In many machine learning papers experiments are done and little confidence bars are reported for the results. This often seems quite clear, until you actually try to figure out what it means. There are several different kinds of ‘confidence’ being used, and it’s easy to become confused.
- Confidence = Probability. For those who haven’t worried about confidence for a long time, confidence is simply the probability of some event. You are confident about events which have a large probability. This meaning of confidence is inadequate in many applications because we want to reason about how much more information we have, how much more is needed, and where to get it. As an example, a learning algorithm might predict that the probability of an event is 0.5, but it’s unclear if the probability is 0.5 because no examples have been provided or 0.5 because many examples have been provided and the event is simply fundamentally uncertain.
- Classical Confidence Intervals. These are common in learning theory. The essential idea is that world has some true-but-hidden value, such as the error rate of a classifier. Given observations from the world (such as err-or-not on examples), an interval is constructed around the hidden value. The semantics of the classical confidence interval is: the (random) interval contains the (determistic but unknown) value, with high probability. Classical confidence intervals (as applied in machine learning) typically require that observations are independent. They have some drawbacks discussed previously. One drawback of concern is that classical confidence intervals breakdown rapidly when conditioning on information.

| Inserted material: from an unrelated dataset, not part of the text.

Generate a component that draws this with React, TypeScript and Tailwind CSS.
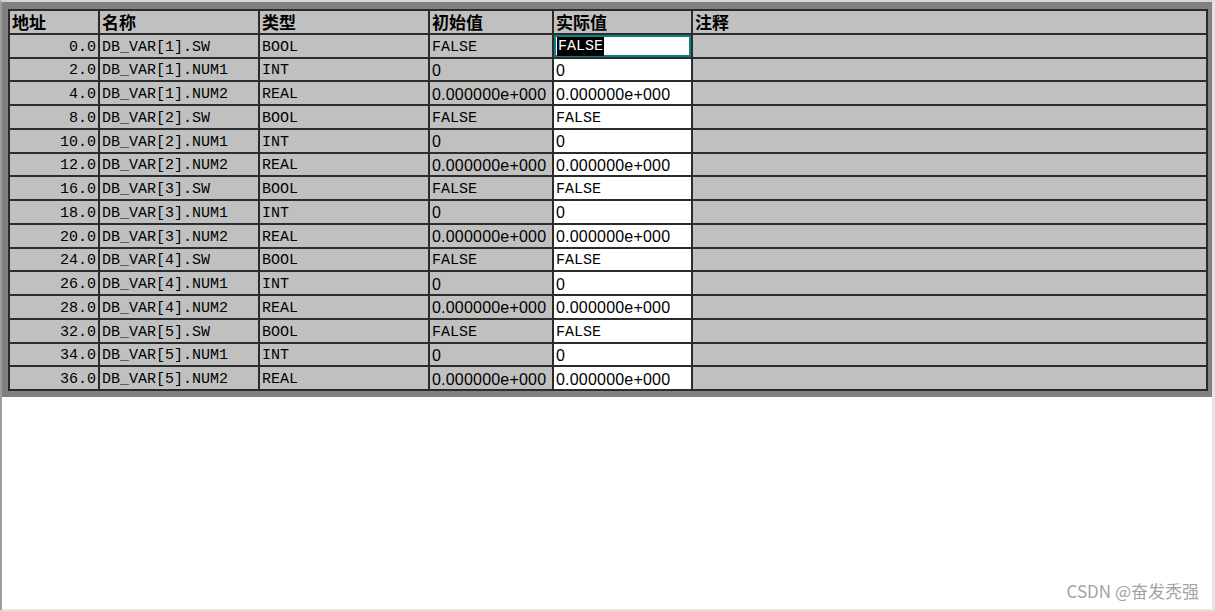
const MONO = "font-['Liberation_Mono','DejaVu_Sans_Mono',monospace]";
const SANS = "font-['Liberation_Sans','Arial',sans-serif]";

type Row = { addr: string; name: string; type: string; init: string; actual: string };

const TYPES = [
  { suffix: "SW", type: "BOOL", value: "FALSE" },
  { suffix: "NUM1", type: "INT", value: "0" },
  { suffix: "NUM2", type: "REAL", value: "0.000000e+000" },
];

const ROWS: Row[] = [];
for (let i = 0; i < 5; i++) {
  TYPES.forEach((t, j) => {
    const addr = i * 8 + [0, 2, 4][j];
    ROWS.push({
      addr: `${addr}.0`,
      name: `DB_VAR[${i + 1}].${t.suffix}`,
      type: t.type,
      init: t.value,
      actual: t.value,
    });
  });
}

const HEADERS = ["地址", "名称", "类型", "初始值", "实际值", "注释"];

function Value({ text }: { text: string }) {
  const isBool = text === "FALSE";
  return (
    <span className={isBool ? `${MONO} text-[15px]` : `${SANS} text-[16px] tracking-[0.2px]`}>{text}</span>
  );
}

export default function App() {
  return (
    <div className="relative flex h-[611px] w-[1215px] flex-col overflow-hidden border-t-2 border-r-[3px] border-b-2 border-l-2 border-t-[#d6d6d6] border-r-[#e4e4e4] border-b-[#e4e4e4] border-l-[#9c9c9c] bg-white">
      <div className="bg-[#808080] pt-[7px] pr-[4px] pb-[6px] pl-[6px]">
        <div className="grid h-[382px] grid-cols-[88px_158px_168px_122px_137px_1fr] grid-rows-[repeat(16,minmax(0,1fr))] gap-[2px] border-2 border-[#2c2c2c] bg-[#2c2c2c] leading-none text-black">
          {HEADERS.map((h) => (
            <div
              key={h}
              className="flex items-center bg-[#c0c0c0] pl-[2px] font-['Noto_Sans_CJK_SC',sans-serif] text-[17px] font-bold"
            >
              {h}
            </div>
          ))}
          {ROWS.map((r, idx) => (
            <Cells key={r.addr} row={r} selected={idx === 0} />
          ))}
        </div>
      </div>
      <div className="flex-1" />
      <div className="pointer-events-none absolute right-[13px] bottom-[6px] font-['Noto_Sans_CJK_SC',sans-serif] text-[17px] text-[#a3a3a3]">
        CSDN @奋发秃强
      </div>
    </div>
  );
}

function Cells({ row, selected }: { row: Row; selected: boolean }) {
  return (
    <>
      <div className={`flex items-center justify-end bg-[#c0c0c0] pt-[3px] pr-[2px] ${MONO} text-[15px]`}>{row.addr}</div>
      <div className={`flex items-center bg-[#c0c0c0] pt-[3px] pl-[2px] ${MONO} text-[15px]`}>{row.name}</div>
      <div className={`flex items-center bg-[#c0c0c0] pt-[3px] pl-[2px] ${MONO} text-[15px]`}>{row.type}</div>
      <div className="flex items-center bg-[#c0c0c0] pt-[3px] pl-[2px]">
        <Value text={row.init} />
      </div>
      {selected ? (
        <div className="flex bg-white">
          <div className="flex flex-1 items-center border-2 border-[#0b8181] pt-[2px] pl-[1px]">
            <span className={`bg-black px-[1px] py-[2px] text-white ${MONO} text-[15px]`}>{row.actual}</span>
          </div>
        </div>
      ) : (
        <div className="flex items-center bg-white pt-[3px] pl-[2px]">
          <Value text={row.actual} />
        </div>
      )}
      <div className="bg-[#c0c0c0]" />
    </>
  );
}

- Bayesian Confidence Intervals. These are common in several machine learning applications. If you have a prior distribution over the way the world creates observations, then you can use Bayes law to construct a posterior distribution over the way the world creates observations. With respect to this posterior distribution, you construct an interval containing the truth with high probability. The semantics of a Bayesian confidence interval is “If the world is drawn from the prior the interval contains the truth with high probability”. No assumption of independent samples is required. Unlike classical confidence intervals, it’s easy to have a statement conditioned on features. For example, “the probability of disease given the observations is in [0.8,1]”. My principal source of uneasiness with respect to Bayesian confidence intervals is the “If the world is drawn from the prior” clause—I believe it is difficult to know and specify a correct prior distribution. Many Bayesians aren’t bothered by this, but the meaning of a Bayesian confidence interval becomes unclear if you work with an incorrect (or subjective) prior.

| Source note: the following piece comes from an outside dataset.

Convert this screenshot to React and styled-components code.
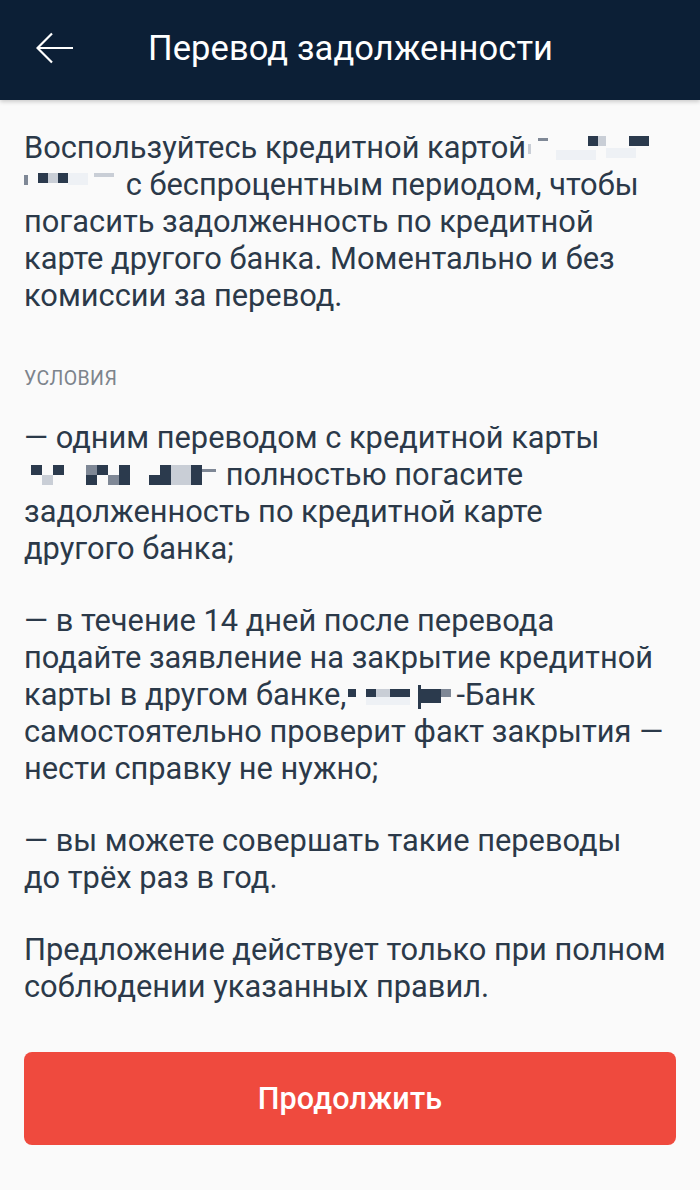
import React from 'react'
import styled, { createGlobalStyle } from 'styled-components'

const GlobalStyle = createGlobalStyle`
  html, body {
    margin: 0;
    padding: 0;
    background: #fafafa;
  }
  body {
    font-family: Roboto, "Noto Sans", Arial, sans-serif;
    -webkit-font-smoothing: antialiased;
  }
`

const Screen = styled.div`
  width: 700px;
  min-height: 1190px;
  background: #fafafa;
  display: flex;
  flex-direction: column;
`

const Header = styled.header`
  height: 100px;
  background: #0c1f36;
  display: flex;
  align-items: center;
  box-shadow: 0 2px 4px rgba(0, 0, 0, 0.18);
  flex-shrink: 0;
`

const BackButton = styled.button`
  width: 148px;
  height: 100px;
  border: 0;
  background: none;
  padding: 0 0 4px 36px;
  display: flex;
  align-items: center;
  cursor: pointer;
`

const Title = styled.h1`
  margin: 0 0 4px;
  color: #fff;
  font-size: 34.5px;
  font-weight: 400;
  letter-spacing: 0.1px;
`

const Content = styled.main`
  padding: 29px 24px 0;
  color: #2b3949;
  font-size: 30.8px;
  line-height: 37px;
`

const Paragraph = styled.p`
  margin: 0 0 ${({ $gap }) => ($gap === undefined ? 35 : $gap)}px;
`

const SectionLabel = styled.div`
  font-size: 19.5px;
  color: #7d848c;
  text-transform: uppercase;
  letter-spacing: 0.4px;
  line-height: 20px;
  margin: 55px 0 30px;
`

const PrimaryButton = styled.button`
  display: block;
  width: 100%;
  height: 93px;
  margin-top: 47px;
  border: 0;
  border-radius: 8px;
  background: #ef4a3e;
  color: #fff;
  font-family: inherit;
  font-size: 30.5px;
  font-weight: 500;
  letter-spacing: 0.2px;
  cursor: pointer;
`

const CensorSvg = styled.svg`
  display: inline-block;
  vertical-align: -4px;
`

const DARK = '#2b3a4d'
const MID = '#7f8896'
const LIGHT = '#c9ced6'
const PALE = '#eef1f5'

// pixel mosaics standing in for the hidden bank name
const Censor = ({ width, cells }) => (
  <CensorSvg width={width} height={26} viewBox={`0 0 ${width} 26`}>
    {cells.map(([x, y, w, h, c], i) => (
      <rect key={i} x={x} y={y} width={w} height={h} fill={c} />
    ))}
  </CensorSvg>
)

const BackArrow = () => (
  <svg width="38" height="32" viewBox="0 0 38 32" fill="none">
    <path d="M1.5 16H37" stroke="#fff" strokeWidth="2.2" />
    <path d="M16 1.5L1.5 16L16 30.5" stroke="#fff" strokeWidth="2.2" />
  </svg>
)

const App = () => (
  <>
    <GlobalStyle />
    <Screen>
      <Header>
        <BackButton aria-label="Назад">
          <BackArrow />
        </BackButton>
        <Title>Перевод задолженности</Title>
      </Header>
      <Content>
        <Paragraph $gap={0}>
          Воспользуйтесь кредитной картой
          <Censor
            width={128}
            cells={[
              [2, 8, 3, 10, LIGHT],
              [12, 2, 10, 3, MID],
              [30, 14, 40, 10, PALE],
              [62, 0, 10, 10, DARK],
              [72, 0, 8, 10, LIGHT],
              [80, 12, 30, 10, PALE],
              [103, 0, 20, 10, DARK],
            ]}
          />
          <br />
          <Censor
            width={94}
            cells={[
              [0, 2, 4, 10, MID],
              [14, 0, 10, 10, DARK],
              [24, 0, 10, 10, LIGHT],
              [34, 0, 10, 10, DARK],
              [44, 0, 20, 12, PALE],
              [70, 0, 20, 4, LIGHT],
            ]}
          />{' '}
          с беспроцентным периодом, чтобы
          <br />
          погасить задолженность по кредитной
          <br />
          карте другого банка. Моментально и без
          <br />
          комиссии за перевод.
        </Paragraph>

        <SectionLabel>Условия</SectionLabel>

        <Paragraph>
          — одним переводом с кредитной карты
          <br />
          <Censor
            width={194}
            cells={[
              [7, 2, 11, 10, DARK],
              [18, 12, 11, 10, LIGHT],
              [29, 2, 11, 10, DARK],
              [62, 2, 11, 10, MID],
              [73, 2, 11, 10, DARK],
              [62, 12, 11, 10, DARK],
              [84, 12, 11, 10, MID],
              [95, 2, 11, 20, DARK],
              [125, 12, 11, 10, DARK],
              [136, 2, 11, 20, DARK],
              [147, 2, 20, 20, LIGHT],
              [167, 2, 11, 20, DARK],
              [178, 6, 14, 3, MID],
            ]}
          />{' '}
          полностью погасите
          <br />
          задолженность по кредитной карте
          <br />
          другого банка;
        </Paragraph>

        <Paragraph>
          — в течение 14 дней после перевода
          <br />
          подайте заявление на закрытие кредитной
          <br />
          карты в другом банке,
          <Censor
            width={110}
            cells={[
              [2, 6, 8, 8, DARK],
              [20, 6, 10, 8, DARK],
              [30, 6, 14, 8, LIGHT],
              [44, 6, 20, 8, DARK],
              [20, 14, 44, 8, PALE],
              [72, 2, 3, 24, DARK],
              [75, 6, 20, 14, DARK],
              [95, 6, 10, 8, MID],
            ]}
          />
          -Банк
          <br />
          самостоятельно проверит факт закрытия —
          <br />
          нести справку не нужно;
        </Paragraph>

        <Paragraph>
          — вы можете совершать такие переводы
          <br />
          до трёх раз в год.
        </Paragraph>

        <Paragraph $gap={0}>
          Предложение действует только при полном
          <br />
          соблюдении указанных правил.
        </Paragraph>

        <PrimaryButton>Продолжить</PrimaryButton>
      </Content>
    </Screen>
  </>
)

export default App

- Asymptotic Intervals. This is also common in applied machine learning, which I strongly dislike. The basic line of reasoning seems to be: “Someone once told me that if observations are IID, then their average converges to a normal distribution, so let’s use an unbiased estimate of the mean and variance, assume convergence, and then construct a confidence interval for the mean of a gaussian”. Asymptotic intervals are asymptotically equivalent to classical confidence intervals, but they can differ spectacularly with finite sample sizes. The simplest example of this is when a classifier has zero error rate on a test set. A classical confidence interval for the error rate is [0,log(1/d)/n] where n is the size of the test set and d is the probability that the interval contains the truth. For asymptotic intervals you get [0,0] which is bogus in all applications I’ve encountered.
- Internal Confidence Intervals. This is not used much, except in agnostic active learning analysis. The essential idea, is that we cease to make intervals about the world, and instead make intervals around our predictions of the world. The real world might assign label 0 or label 1 given a particular context x, and we could only discover the world’s truth by actually observing x,y labeled examples. Yet, it turns out to sometimes be easy to infer “our learning algorithm will definitely predict label 1 given features x“. This allowed dependence on x means we can efficiently guide exploration. A basic question is: can this notion of internal confidence guide other forms of exploration?
- Gamesman intervals. Vovk and Shafer have been working on new foundations of probability, where everything is stated in terms of games. In this setting, a confidence interval is (roughly) a set of predictions output by an adaptive rule with the property that it contains the true observation a large fraction of the time. This approach has yet to catch on, but it is interesting because it provides a feature dependent confidence interval without making strong assumptions about the world.